Holding — Hughes, J.
- The United States District Court for the District of New Jersey held that Defendant was liable for breach of contract and that Plaintiff's damages should be limited to the actual lost profits and incidental damages arising from the breach.
Rule
- A party seeking damages for breach of contract is limited to actual lost profits and incidental damages, excluding speculative future income claims.
Reasoning
- The United States District Court for the District of New Jersey reasoned that while Plaintiff provided sufficient notice of its claims regarding the contracts, the lack of proper documentation and clarity regarding the quantity of goods obligated under the contracts left open questions about the scope of liability.
- The court noted that the contracts did not explicitly define a sales obligation but rather indicated what Plaintiff was to provide.
- Moreover, the court found that Plaintiff's claims for future income and speculative damages were not legally supportable, as they relied on the assumption of continued business relations that did not exist.
- The court further clarified that the appropriate measure of damages would be Plaintiff's actual lost profits under the contracts and incidental damages as defined by the Uniform Commercial Code, rejecting claims based on agreements made with suppliers that were not enforceable.
Deep Dive: How the Court Reached Its Decision
Background of the Case
The case involved a dispute between Gordon Tantum, Inc. (Plaintiff) and Chef Solutions, Inc. (Defendant) regarding three contracts for the sale of potatoes.
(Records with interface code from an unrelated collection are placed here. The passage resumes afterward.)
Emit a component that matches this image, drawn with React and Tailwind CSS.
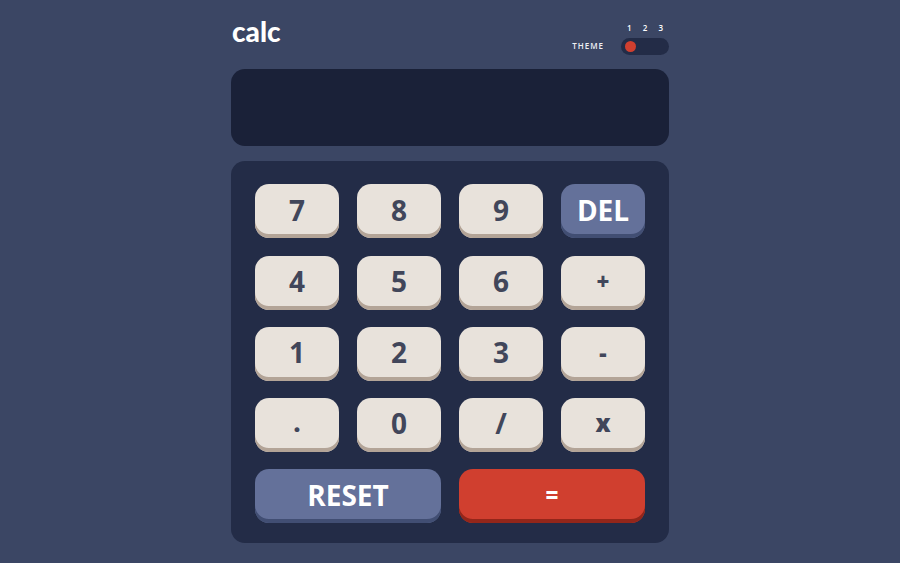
import React from 'react';

const keys = ['7', '8', '9', 'DEL', '4', '5', '6', '+', '1', '2', '3', '-', '.', '0', '/', 'x'];

const symbolSize = {
  '+': 'text-[22px] font-extrabold',
  '-': 'text-[23px] font-extrabold',
  '.': 'text-[24px] font-extrabold',
  x: 'text-[24px] font-extrabold',
  '=': 'text-[22px] font-extrabold',
};

const Key = ({ label, wide, variant = 'light' }) => {
  const styles = {
    light: 'bg-[#e8e2db] text-[#41465a] shadow-[inset_0_-4px_0_#b3a497]',
    blue: 'bg-[#64719a] text-white shadow-[inset_0_-4px_0_#414e73]',
    red: 'bg-[#d03f2f] text-white shadow-[inset_0_-4px_0_#93261a]',
  };
  return (
    <button
      className={`h-[54px] rounded-[14px] pb-[3px] flex items-center justify-center font-['Open_Sans',sans-serif] ${wide ? 'col-span-2 w-full' : ''} ${styles[variant]} ${symbolSize[label] || 'text-[28px] font-[750]'}`}
    >
      {label}
    </button>
  );
};

export default function App() {
  return (
    <div className="h-[563px] overflow-hidden bg-[#3b4664] font-['Lato',sans-serif] flex justify-center">
      <div className="w-[438px] flex flex-col">
        <header className="h-[69px] flex items-start justify-between">
          <div className="mt-[15px] pl-[1px] text-[28px] leading-[32px] font-black text-white">calc</div>
          <div className="mt-[22px] flex items-end gap-[17px] font-['Open_Sans',sans-serif]">
            <span className="mb-[4px] text-[8px] leading-[10px] font-semibold tracking-[1px] text-[#eef0f4]">THEME</span>
            <div className="flex flex-col">
              <div className="flex justify-between px-[6px] text-[8px] leading-[12px] font-semibold text-white">
                <span>1</span>
                <span>2</span>
                <span>3</span>
              </div>
              <div className="w-[48px] h-[17px] mt-[4px] rounded-full bg-[#232c47] flex items-center px-[4px]">
                <span className="w-[11px] h-[11px] rounded-full bg-[#d03f2f]" />
              </div>
            </div>
          </div>
        </header>

        <div className="h-[77px] rounded-[14px] bg-[#1a2138]" />

        <div className="mt-[15px] h-[382px] rounded-[14px] bg-[#232c47] px-6 pt-[23.4px]">
          <div className="grid grid-cols-4 gap-x-[18px] gap-y-[17.2px]">
            {keys.map((k) => (
              <Key key={k} label={k} variant={k === 'DEL' ? 'blue' : 'light'} />
            ))}
            <Key label="RESET" wide variant="blue" />
            <Key label="=" wide variant="red" />
          </div>
        </div>
      </div>
    </div>
  );
}
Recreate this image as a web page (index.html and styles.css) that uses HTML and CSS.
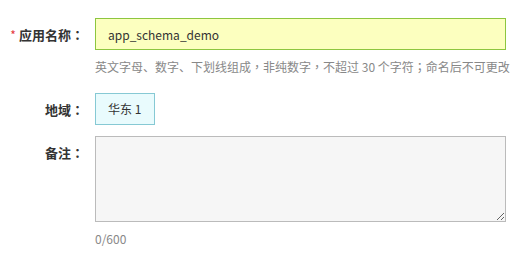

The Plaintiff, a New Jersey corporation, had a significant business relationship with the Defendant, which manufactured potato products. After a lengthy business history where approximately 90% of Plaintiff's sales were made to Defendant, the relationship deteriorated when Defendant terminated the contracts, citing quality issues with the potato shipments. The Plaintiff contended that the termination was unjustified and subsequently filed a complaint for breach of contract. The Plaintiff's complaint included three counts, each corresponding to one of the contracts. Despite the lengthy timeline, the Plaintiff sought damages that exceeded previous claims made in court, prompting the Defendant to file a motion for partial summary judgment to contest the validity of these damages. The court's procedural history indicated that both parties had engaged in discovery, leading to the submission of various documents related to the case.
Court's Findings on Liability
The court determined that Defendant was liable for breaching the contracts with Plaintiff. The court reasoned that while Plaintiff had provided adequate notice of its claims concerning the contracts, the ambiguity in the documentation regarding the quantity of goods obligated under those contracts left questions about the scope of liability. Specifically, the contracts did not clearly define a sales obligation; instead, they indicated what Plaintiff was to supply. This lack of clarity in the contracts created uncertainty about the Defendant's obligations. The court emphasized that the contracts required further examination to ascertain the specific quantities involved, which played a crucial role in determining liability. Thus, the ruling affirmed that Defendant had a contractual duty that it failed to fulfill, supporting Plaintiff's claims for breach of contract.
Damages Calculation
When addressing damages, the court clarified that Plaintiff's claims for future income and speculative damages were legally untenable. These claims were based on the assumption that the business relationship would have continued, which the court found to be unfounded. The court emphasized that damages must be based on actual lost profits rather than hypothetical future gains. As such, the appropriate measure of damages was limited to Plaintiff's actual lost profits under the breached contracts, along with any incidental damages as defined by the Uniform Commercial Code (UCC). The court noted that claims related to agreements made with suppliers were not enforceable, as these arrangements did not meet the required legal standards. Therefore, the court established a clear framework for calculating damages that excluded speculative claims while allowing for documented losses.
Legal Principles Applied
The court applied principles rooted in contract law and the UCC, which governs commercial transactions involving the sale of goods. Specifically, it referenced the statutory framework that limits recoverable damages to actual losses incurred as a result of the breach. This framework prevents parties from claiming damages that are speculative or not directly connected to the breach. The court's analysis highlighted that a party seeking damages must demonstrate a clear connection between the breach and the financial losses claimed. It also noted that under the UCC, a buyer cannot be held liable for damages stemming from unenforceable agreements, reaffirming the need for clear contractual terms. The court's application of these legal standards ensured that Plaintiff's recovery was confined to verifiable financial losses rather than unfounded claims for future profits.
Conclusion of the Court
In conclusion, the court granted Defendant's motion for partial summary judgment in part and denied it in part. The court ruled that while Defendant was liable for breach of contract, the damages owed to Plaintiff would be limited to actual lost profits and incidental damages. The court rejected claims for future income and other speculative damages, emphasizing that such claims were not supported by the relevant legal standards or the evidence presented. The ruling underscored the importance of clear contractual obligations and the necessity for damages claims to be grounded in actual losses attributable to the breach. Ultimately, the court set a precedent for how damages must be calculated in contract disputes, ensuring that parties adhere to established legal principles when seeking redress for breaches of contract.